■ **WRITTEN INSTRUCTION**: From the entries below, list each line with "components".

■ **DATASET EXCERPTS**:
******************************

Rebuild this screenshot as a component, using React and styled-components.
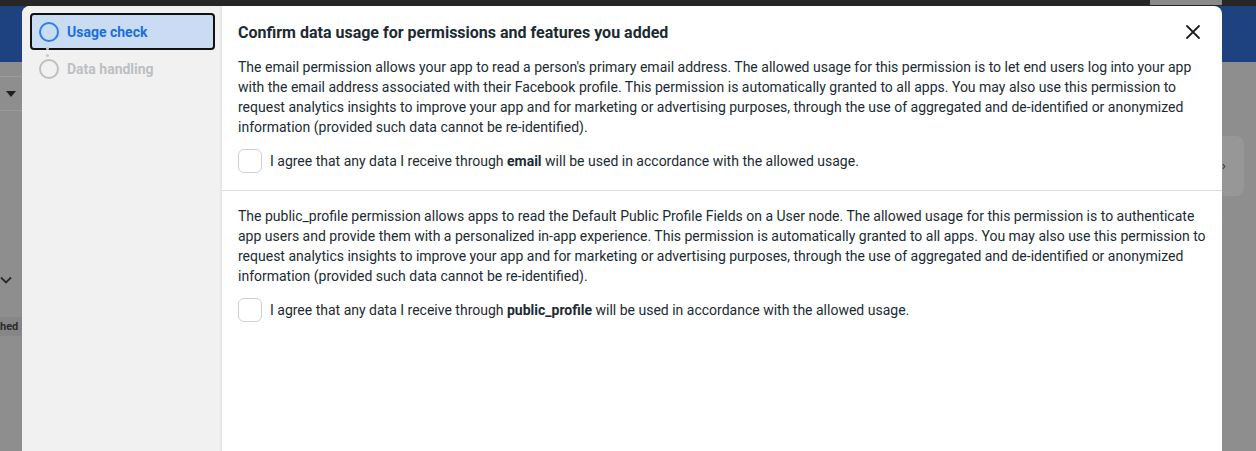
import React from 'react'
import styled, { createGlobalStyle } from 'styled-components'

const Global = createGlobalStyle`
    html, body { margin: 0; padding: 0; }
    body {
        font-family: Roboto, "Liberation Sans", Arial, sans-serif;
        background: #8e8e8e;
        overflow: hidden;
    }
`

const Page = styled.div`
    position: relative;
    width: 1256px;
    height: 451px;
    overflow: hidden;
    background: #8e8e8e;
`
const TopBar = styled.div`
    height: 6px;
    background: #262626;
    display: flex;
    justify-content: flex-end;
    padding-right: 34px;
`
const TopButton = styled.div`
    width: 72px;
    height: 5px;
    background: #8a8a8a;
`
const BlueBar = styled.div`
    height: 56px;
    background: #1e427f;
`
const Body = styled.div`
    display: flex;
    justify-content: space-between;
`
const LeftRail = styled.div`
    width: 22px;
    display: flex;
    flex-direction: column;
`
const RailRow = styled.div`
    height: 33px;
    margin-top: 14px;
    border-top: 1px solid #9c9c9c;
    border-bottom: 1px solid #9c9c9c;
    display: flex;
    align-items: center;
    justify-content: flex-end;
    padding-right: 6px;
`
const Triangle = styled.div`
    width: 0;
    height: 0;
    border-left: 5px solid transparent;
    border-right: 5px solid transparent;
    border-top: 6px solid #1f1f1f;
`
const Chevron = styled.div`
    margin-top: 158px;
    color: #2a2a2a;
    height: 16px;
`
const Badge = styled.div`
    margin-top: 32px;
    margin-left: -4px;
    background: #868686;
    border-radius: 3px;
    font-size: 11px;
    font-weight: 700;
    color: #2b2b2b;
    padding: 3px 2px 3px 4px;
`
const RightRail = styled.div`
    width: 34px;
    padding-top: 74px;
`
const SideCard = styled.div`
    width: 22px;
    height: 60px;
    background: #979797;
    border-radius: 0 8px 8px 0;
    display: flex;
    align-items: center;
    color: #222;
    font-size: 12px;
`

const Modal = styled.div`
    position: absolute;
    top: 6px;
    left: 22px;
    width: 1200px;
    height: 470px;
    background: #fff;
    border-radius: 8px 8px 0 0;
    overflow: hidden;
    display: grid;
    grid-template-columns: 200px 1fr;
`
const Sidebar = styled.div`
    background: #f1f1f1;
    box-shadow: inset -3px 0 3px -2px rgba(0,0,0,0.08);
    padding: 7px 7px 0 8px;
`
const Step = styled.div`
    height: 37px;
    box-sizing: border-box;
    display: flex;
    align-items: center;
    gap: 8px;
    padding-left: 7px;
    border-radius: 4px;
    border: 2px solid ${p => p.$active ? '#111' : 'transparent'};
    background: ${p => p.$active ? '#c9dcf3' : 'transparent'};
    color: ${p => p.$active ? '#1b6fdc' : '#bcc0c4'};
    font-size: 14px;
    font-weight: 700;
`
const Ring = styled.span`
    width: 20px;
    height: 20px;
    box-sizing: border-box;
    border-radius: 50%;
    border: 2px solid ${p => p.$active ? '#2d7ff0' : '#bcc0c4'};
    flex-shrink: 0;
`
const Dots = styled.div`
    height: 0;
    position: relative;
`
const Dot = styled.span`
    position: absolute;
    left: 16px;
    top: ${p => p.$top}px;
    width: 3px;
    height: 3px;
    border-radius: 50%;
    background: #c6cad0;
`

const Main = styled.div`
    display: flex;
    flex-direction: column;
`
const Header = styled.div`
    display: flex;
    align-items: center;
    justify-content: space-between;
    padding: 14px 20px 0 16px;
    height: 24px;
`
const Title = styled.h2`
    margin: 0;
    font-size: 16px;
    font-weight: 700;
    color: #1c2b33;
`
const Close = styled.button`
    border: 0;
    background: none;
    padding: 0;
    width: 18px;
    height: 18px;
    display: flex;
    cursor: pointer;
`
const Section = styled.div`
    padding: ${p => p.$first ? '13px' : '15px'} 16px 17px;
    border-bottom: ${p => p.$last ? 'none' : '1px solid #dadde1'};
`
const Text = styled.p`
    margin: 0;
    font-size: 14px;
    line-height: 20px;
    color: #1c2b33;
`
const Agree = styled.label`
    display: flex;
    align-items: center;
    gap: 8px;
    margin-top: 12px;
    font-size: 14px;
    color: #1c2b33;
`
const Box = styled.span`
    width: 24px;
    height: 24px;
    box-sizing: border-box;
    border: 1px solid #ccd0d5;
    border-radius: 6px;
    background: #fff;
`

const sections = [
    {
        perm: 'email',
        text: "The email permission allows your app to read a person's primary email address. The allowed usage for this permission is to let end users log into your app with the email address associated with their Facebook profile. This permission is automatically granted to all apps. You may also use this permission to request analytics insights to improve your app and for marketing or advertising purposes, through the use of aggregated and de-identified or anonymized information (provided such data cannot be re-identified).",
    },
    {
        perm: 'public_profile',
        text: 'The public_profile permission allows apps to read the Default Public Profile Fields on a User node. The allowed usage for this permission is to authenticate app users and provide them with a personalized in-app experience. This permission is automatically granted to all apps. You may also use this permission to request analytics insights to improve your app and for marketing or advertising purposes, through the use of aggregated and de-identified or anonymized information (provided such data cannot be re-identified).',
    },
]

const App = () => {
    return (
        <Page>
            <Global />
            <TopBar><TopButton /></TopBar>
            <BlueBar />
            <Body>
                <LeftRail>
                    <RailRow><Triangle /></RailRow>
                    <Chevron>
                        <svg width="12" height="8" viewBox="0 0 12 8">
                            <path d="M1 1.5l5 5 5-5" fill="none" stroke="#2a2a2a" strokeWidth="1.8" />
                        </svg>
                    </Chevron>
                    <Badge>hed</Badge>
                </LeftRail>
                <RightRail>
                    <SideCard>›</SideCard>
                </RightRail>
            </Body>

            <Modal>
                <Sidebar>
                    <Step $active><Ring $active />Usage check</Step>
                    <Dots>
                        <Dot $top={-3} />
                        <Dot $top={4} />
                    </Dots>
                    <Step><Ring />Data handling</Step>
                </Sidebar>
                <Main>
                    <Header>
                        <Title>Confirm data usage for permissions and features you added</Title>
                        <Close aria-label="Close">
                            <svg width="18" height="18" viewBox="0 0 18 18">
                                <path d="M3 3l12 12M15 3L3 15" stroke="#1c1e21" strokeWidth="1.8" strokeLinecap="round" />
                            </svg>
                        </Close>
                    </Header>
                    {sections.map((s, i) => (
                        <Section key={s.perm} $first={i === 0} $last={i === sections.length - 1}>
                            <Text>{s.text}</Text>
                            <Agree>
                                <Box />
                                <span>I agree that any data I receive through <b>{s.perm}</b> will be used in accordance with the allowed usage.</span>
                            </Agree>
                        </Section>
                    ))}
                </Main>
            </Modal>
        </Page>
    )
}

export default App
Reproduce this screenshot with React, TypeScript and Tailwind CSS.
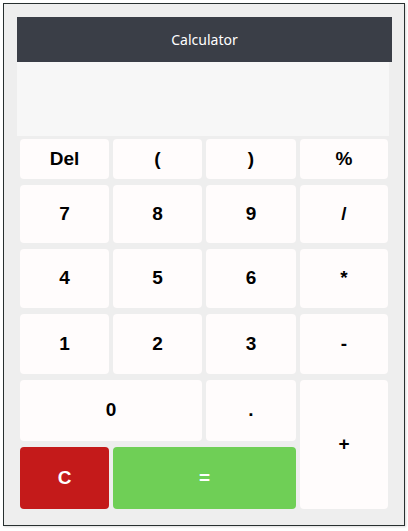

******************************

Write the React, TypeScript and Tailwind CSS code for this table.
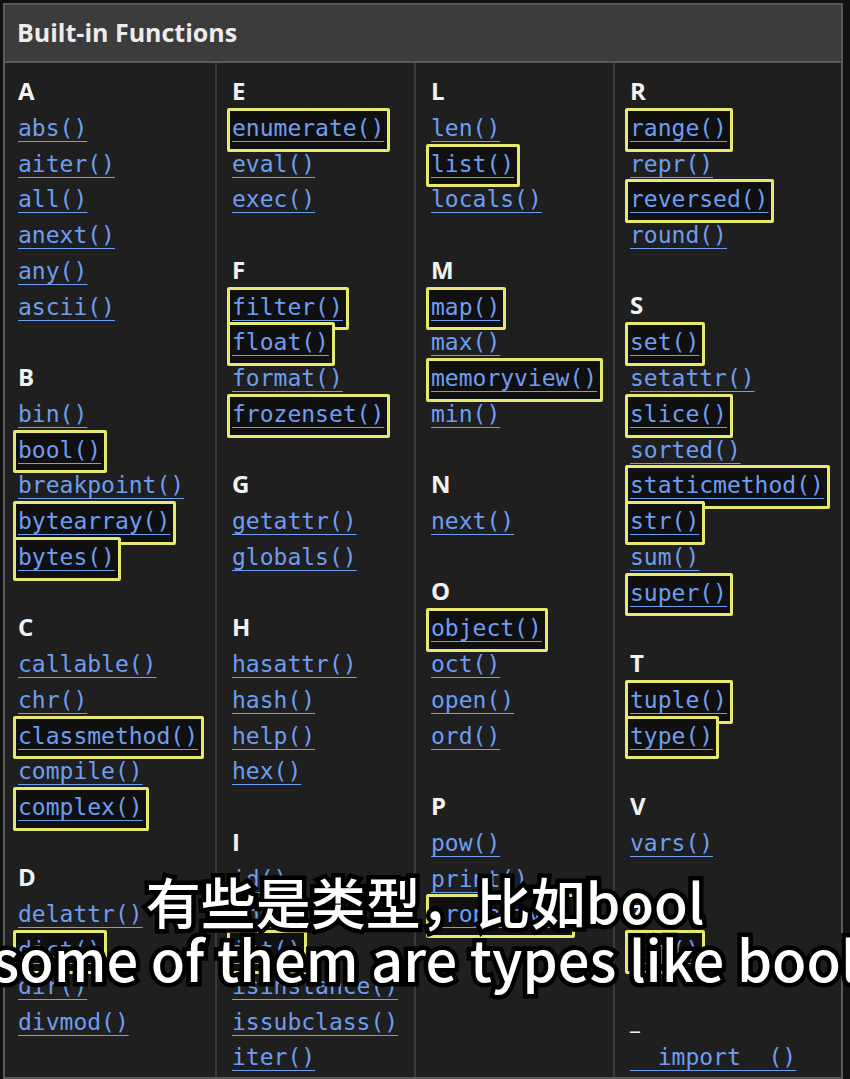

******************************

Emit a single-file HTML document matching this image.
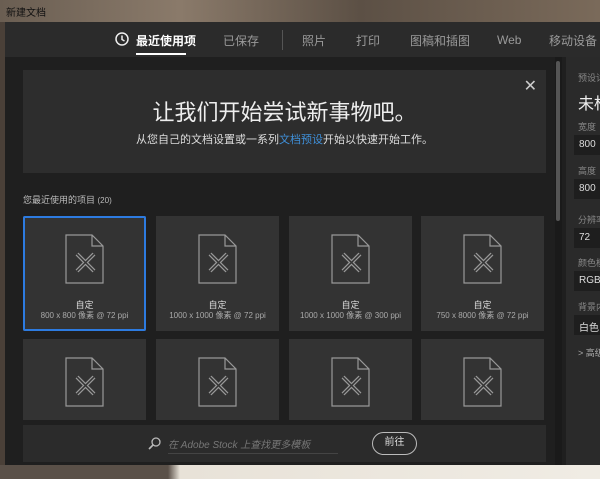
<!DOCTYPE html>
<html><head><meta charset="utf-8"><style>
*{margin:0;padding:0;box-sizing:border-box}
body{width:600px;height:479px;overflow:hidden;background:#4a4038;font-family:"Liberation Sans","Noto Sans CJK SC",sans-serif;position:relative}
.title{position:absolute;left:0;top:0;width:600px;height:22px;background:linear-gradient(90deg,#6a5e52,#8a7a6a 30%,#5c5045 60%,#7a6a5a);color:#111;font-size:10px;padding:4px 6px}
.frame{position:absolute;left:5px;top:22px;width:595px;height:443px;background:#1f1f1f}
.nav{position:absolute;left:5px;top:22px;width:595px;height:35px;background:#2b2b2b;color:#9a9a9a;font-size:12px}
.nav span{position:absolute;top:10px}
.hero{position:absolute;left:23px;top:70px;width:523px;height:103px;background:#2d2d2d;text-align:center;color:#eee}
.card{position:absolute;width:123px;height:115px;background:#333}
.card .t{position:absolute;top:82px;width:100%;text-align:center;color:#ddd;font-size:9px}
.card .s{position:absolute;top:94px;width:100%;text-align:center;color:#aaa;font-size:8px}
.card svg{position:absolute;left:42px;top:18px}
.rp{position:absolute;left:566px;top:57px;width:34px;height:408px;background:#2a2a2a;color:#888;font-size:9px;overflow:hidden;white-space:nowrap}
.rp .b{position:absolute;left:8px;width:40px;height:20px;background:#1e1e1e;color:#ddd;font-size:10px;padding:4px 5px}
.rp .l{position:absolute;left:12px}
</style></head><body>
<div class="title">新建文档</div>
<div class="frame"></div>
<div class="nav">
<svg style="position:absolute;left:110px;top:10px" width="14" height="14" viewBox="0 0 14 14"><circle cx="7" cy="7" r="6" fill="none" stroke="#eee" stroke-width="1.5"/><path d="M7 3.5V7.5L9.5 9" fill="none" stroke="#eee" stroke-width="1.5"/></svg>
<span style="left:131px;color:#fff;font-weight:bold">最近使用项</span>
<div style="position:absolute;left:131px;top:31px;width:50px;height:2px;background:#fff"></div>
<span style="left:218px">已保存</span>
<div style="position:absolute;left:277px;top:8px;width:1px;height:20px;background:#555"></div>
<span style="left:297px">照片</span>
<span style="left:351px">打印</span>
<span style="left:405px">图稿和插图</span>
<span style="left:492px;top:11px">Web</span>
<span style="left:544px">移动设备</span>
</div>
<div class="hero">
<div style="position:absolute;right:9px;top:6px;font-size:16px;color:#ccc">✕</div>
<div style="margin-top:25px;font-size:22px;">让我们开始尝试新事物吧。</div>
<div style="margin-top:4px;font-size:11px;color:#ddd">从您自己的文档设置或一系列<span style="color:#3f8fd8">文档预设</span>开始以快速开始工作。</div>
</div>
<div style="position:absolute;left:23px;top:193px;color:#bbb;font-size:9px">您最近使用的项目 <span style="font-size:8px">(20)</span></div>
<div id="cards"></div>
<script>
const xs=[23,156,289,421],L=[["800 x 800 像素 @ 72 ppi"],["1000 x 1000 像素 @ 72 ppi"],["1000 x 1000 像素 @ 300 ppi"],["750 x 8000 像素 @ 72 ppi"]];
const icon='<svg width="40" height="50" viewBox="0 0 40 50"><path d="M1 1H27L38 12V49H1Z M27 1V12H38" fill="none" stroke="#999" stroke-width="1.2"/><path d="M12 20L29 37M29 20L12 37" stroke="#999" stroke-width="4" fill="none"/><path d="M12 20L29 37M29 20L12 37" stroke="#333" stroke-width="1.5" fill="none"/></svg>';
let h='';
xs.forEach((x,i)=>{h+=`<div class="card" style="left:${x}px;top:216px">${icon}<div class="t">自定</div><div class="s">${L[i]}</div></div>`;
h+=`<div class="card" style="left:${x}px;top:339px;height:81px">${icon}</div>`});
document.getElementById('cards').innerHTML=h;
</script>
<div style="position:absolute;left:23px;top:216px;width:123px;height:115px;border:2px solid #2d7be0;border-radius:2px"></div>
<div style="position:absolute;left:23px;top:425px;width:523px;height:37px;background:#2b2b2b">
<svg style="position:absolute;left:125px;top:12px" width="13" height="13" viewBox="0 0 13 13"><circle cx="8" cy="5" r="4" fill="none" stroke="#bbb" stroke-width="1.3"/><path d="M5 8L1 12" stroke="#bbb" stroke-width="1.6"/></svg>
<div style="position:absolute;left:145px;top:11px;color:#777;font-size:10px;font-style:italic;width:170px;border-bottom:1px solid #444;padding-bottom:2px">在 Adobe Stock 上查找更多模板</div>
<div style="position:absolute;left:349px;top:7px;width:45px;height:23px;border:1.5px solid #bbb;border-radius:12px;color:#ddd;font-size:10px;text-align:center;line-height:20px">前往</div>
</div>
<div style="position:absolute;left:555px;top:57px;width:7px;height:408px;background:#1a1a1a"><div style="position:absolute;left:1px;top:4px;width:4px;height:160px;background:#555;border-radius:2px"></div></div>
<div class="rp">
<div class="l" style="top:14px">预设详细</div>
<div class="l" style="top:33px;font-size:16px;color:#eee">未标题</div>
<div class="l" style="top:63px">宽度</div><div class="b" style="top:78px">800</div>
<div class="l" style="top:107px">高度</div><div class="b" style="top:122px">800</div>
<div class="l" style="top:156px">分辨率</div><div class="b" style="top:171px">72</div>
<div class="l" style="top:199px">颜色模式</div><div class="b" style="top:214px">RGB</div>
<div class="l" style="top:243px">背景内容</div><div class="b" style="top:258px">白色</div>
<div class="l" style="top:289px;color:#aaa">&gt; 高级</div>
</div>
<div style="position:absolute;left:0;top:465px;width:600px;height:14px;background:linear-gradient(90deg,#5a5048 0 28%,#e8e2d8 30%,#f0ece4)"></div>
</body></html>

******************************

■ **CORRECT OUTPUT**:
Rebuild this screenshot as a component, using React and styled-components.
import styled, { createGlobalStyle } from 'styled-components'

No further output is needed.